With these images you will often want to change the color scale. This can be done through the scale_fill_gradientn layer.

x %>% ggplot(aes(x, y, fill = z)) +
  geom_raster() +
  scale_fill_gradientn(colors =  terrain.colors(10))

Quick plots

In Section 7.133 we introduced qplot as a useful function when we need to make a quick scatterplot. We can also use qplot to make histograms, density plots, boxplot, qqplots and more. Although it does not provide the level of control of ggplot, qplot is definitely useful as it permits us to make a plot with a short snippet of code.

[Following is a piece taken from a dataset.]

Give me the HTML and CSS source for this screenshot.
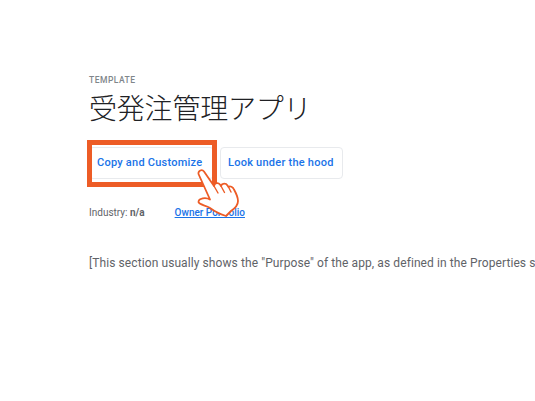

Suppose we have the female heights in an object x:

x <- heights %>%
  filter(sex=="Male") %>%
  pull(height)

To make a quick histogram we can use:

qplot(x)

The function guesses that we want to make a histogram because we only supplied one variable. In Section 7.134 we saw that if we supply qplot two variables, it automatically makes a scatterplot.

To make a quick qqplot you have to use the sample argument. Note that we can add layers just as we do with ggplot.

qplot(sample = scale(x)) + geom_abline()

If we supply a factor and a numeric vector, we obtain a plot like the one below. Note that in the code below we are using the data argument. Because the data frame is not the first argument in qplot, we have to use the dot operator.

heights %>% qplot(sex, height, data = .)

We can also select a specific geometry by using the geom argument. So to convert the plot above to a boxplot, we use the following code:

heights %>% qplot(sex, height, data = ., geom = "boxplot")

We can also use the geom argument to generate a density plot instead of a histogram:

qplot(x, geom = "density")

Although not as much as with ggplot, we do have some flexibility to improve the results of qplot. Looking at the help file we see several ways in which we can improve the look of the histogram above. Here is an example:

qplot(x, bins=15, color = I("black"), xlab = "Population")

Technical note: The reason we use I("black") is because we want qplot to treat "black" as a character rather than convert it to a factor, which is the default behavior within aes, which is internally called here. In general, the function I is used in R to say “keep it as it is”.